-------- Data provided --------
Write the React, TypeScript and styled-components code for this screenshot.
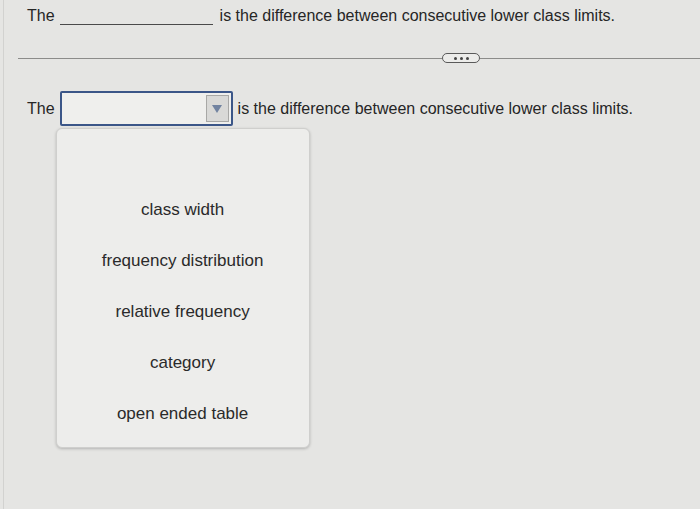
import styled, { createGlobalStyle } from 'styled-components';

const GlobalStyle = createGlobalStyle`
  html, body {
    margin: 0;
    padding: 0;
    background: #e5e5e3;
  }
  body {
    font-family: 'Liberation Sans', Arial, sans-serif;
    color: #262626;
  }
`;

const Page = styled.div`
  position: relative;
  width: 700px;
  height: 509px;
  overflow: hidden;
  box-sizing: border-box;
  border-left: 1px solid #d2d2d0;
  margin-left: 3px;
  padding-top: 6px;
`;

const Sentence = styled.div<{ $top: number }>`
  display: flex;
  align-items: center;
  margin-top: ${(p) => p.$top}px;
  padding-left: 23px;
  font-size: 16px;
  line-height: 20px;
`;

const Blank = styled.span`
  display: inline-block;
  width: 153px;
  height: 18px;
  margin: 0 7px 0 5px;
  border-bottom: 1px solid #4a4a4a;
  align-self: flex-start;
`;

const Divider = styled.div`
  display: flex;
  align-items: center;
  margin: 27px 0 0 14px;
`;

const Rule = styled.div<{ $width?: number }>`
  height: 1px;
  background: #8c8c8a;
  flex: ${(p) => (p.$width ? `0 0 ${p.$width}px` : '1')};
`;

const Pill = styled.div`
  display: flex;
  align-items: center;
  justify-content: center;
  gap: 3px;
  width: 36px;
  height: 8px;
  border: 1.5px solid #5a5a5a;
  border-radius: 6px;
  background: #ececea;
`;

const Dot = styled.span`
  width: 3px;
  height: 3px;
  border-radius: 50%;
  background: #444;
`;

const SelectWrap = styled.div`
  position: relative;
  margin: 0 5px 0 5px;
`;

const SelectBox = styled.div`
  display: flex;
  justify-content: flex-end;
  align-items: center;
  box-sizing: border-box;
  width: 173px;
  height: 35px;
  padding-right: 2px;
  border: 2px solid #3b5688;
  border-radius: 2px;
  background: #efefed;
`;

const ArrowButton = styled.div`
  display: flex;
  align-items: center;
  justify-content: center;
  box-sizing: border-box;
  width: 23px;
  height: 27px;
  border: 1px solid #a8a8a6;
  background: #d9d9d7;
`;

const Menu = styled.ul`
  position: absolute;
  top: 37px;
  left: -4px;
  width: 254px;
  height: 320px;
  box-sizing: border-box;
  margin: 0;
  padding: 55px 0 0;
  list-style: none;
  background: #ededeb;
  border: 1px solid #cfcfcd;
  border-radius: 6px;
  box-shadow: 0 1px 3px rgba(0, 0, 0, 0.22);
`;

const Option = styled.li`
  height: 51px;
  line-height: 51px;
  text-align: center;
  font-size: 17px;
  color: #2a2a2a;
`;

const options = [
  'class width',
  'frequency distribution',
  'relative frequency',
  'category',
  'open ended table',
];

export default function App() {
  return (
    <>
      <GlobalStyle />
      <Page>
        <Sentence $top={0}>
          The
          <Blank />
          is the difference between consecutive lower class limits.
        </Sentence>

        <Divider>
          <Rule $width={424} />
          <Pill>
            <Dot />
            <Dot />
            <Dot />
          </Pill>
          <Rule />
        </Divider>

        <Sentence $top={28}>
          The
          <SelectWrap>
            <SelectBox>
              <ArrowButton>
                <svg width="12" height="10" viewBox="0 0 12 10">
                  <path d="M1 1 L11 1 L6 9 Z" fill="#7183a0" />
                </svg>
              </ArrowButton>
            </SelectBox>
            <Menu>
              {options.map((o) => (
                <Option key={o}>{o}</Option>
              ))}
            </Menu>
          </SelectWrap>
          is the difference between consecutive lower class limits.
        </Sentence>
      </Page>
    </>
  );
}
--------
Directions
Except for the pictures, reproduce every line exactly.

Task answer
Write the React, TypeScript and styled-components code for this screenshot.
import styled, { createGlobalStyle } from 'styled-components';

const GlobalStyle = createGlobalStyle`
  html, body {
    margin: 0;
    padding: 0;
    background: #e5e5e3;
  }
  body {
    font-family: 'Liberation Sans', Arial, sans-serif;
    color: #262626;
  }
`;

const Page = styled.div`
  position: relative;
  width: 700px;
  height: 509px;
  overflow: hidden;
  box-sizing: border-box;
  border-left: 1px solid #d2d2d0;
  margin-left: 3px;
  padding-top: 6px;
`;

const Sentence = styled.div<{ $top: number }>`
  display: flex;
  align-items: center;
  margin-top: ${(p) => p.$top}px;
  padding-left: 23px;
  font-size: 16px;
  line-height: 20px;
`;

const Blank = styled.span`
  display: inline-block;
  width: 153px;
  height: 18px;
  margin: 0 7px 0 5px;
  border-bottom: 1px solid #4a4a4a;
  align-self: flex-start;
`;

const Divider = styled.div`
  display: flex;
  align-items: center;
  margin: 27px 0 0 14px;
`;

const Rule = styled.div<{ $width?: number }>`
  height: 1px;
  background: #8c8c8a;
  flex: ${(p) => (p.$width ? `0 0 ${p.$width}px` : '1')};
`;

const Pill = styled.div`
  display: flex;
  align-items: center;
  justify-content: center;
  gap: 3px;
  width: 36px;
  height: 8px;
  border: 1.5px solid #5a5a5a;
  border-radius: 6px;
  background: #ececea;
`;

const Dot = styled.span`
  width: 3px;
  height: 3px;
  border-radius: 50%;
  background: #444;
`;

const SelectWrap = styled.div`
  position: relative;
  margin: 0 5px 0 5px;
`;

const SelectBox = styled.div`
  display: flex;
  justify-content: flex-end;
  align-items: center;
  box-sizing: border-box;
  width: 173px;
  height: 35px;
  padding-right: 2px;
  border: 2px solid #3b5688;
  border-radius: 2px;
  background: #efefed;
`;

const ArrowButton = styled.div`
  display: flex;
  align-items: center;
  justify-content: center;
  box-sizing: border-box;
  width: 23px;
  height: 27px;
  border: 1px solid #a8a8a6;
  background: #d9d9d7;
`;

const Menu = styled.ul`
  position: absolute;
  top: 37px;
  left: -4px;
  width: 254px;
  height: 320px;
  box-sizing: border-box;
  margin: 0;
  padding: 55px 0 0;
  list-style: none;
  background: #ededeb;
  border: 1px solid #cfcfcd;
  border-radius: 6px;
  box-shadow: 0 1px 3px rgba(0, 0, 0, 0.22);
`;

const Option = styled.li`
  height: 51px;
  line-height: 51px;
  text-align: center;
  font-size: 17px;
  color: #2a2a2a;
`;

const options = [
  'class width',
  'frequency distribution',
  'relative frequency',
  'category',
  'open ended table',
];

export default function App() {
  return (
    <>
      <GlobalStyle />
      <Page>
        <Sentence $top={0}>
          The
          <Blank />
          is the difference between consecutive lower class limits.
        </Sentence>

        <Divider>
          <Rule $width={424} />
          <Pill>
            <Dot />
            <Dot />
            <Dot />
          </Pill>
          <Rule />
        </Divider>

        <Sentence $top={28}>
          The
          <SelectWrap>
            <SelectBox>
              <ArrowButton>
                <svg width="12" height="10" viewBox="0 0 12 10">
                  <path d="M1 1 L11 1 L6 9 Z" fill="#7183a0" />
                </svg>
              </ArrowButton>
            </SelectBox>
            <Menu>
              {options.map((o) => (
                <Option key={o}>{o}</Option>
              ))}
            </Menu>
          </SelectWrap>
          is the difference between consecutive lower class limits.
        </Sentence>
      </Page>
    </>
  );
}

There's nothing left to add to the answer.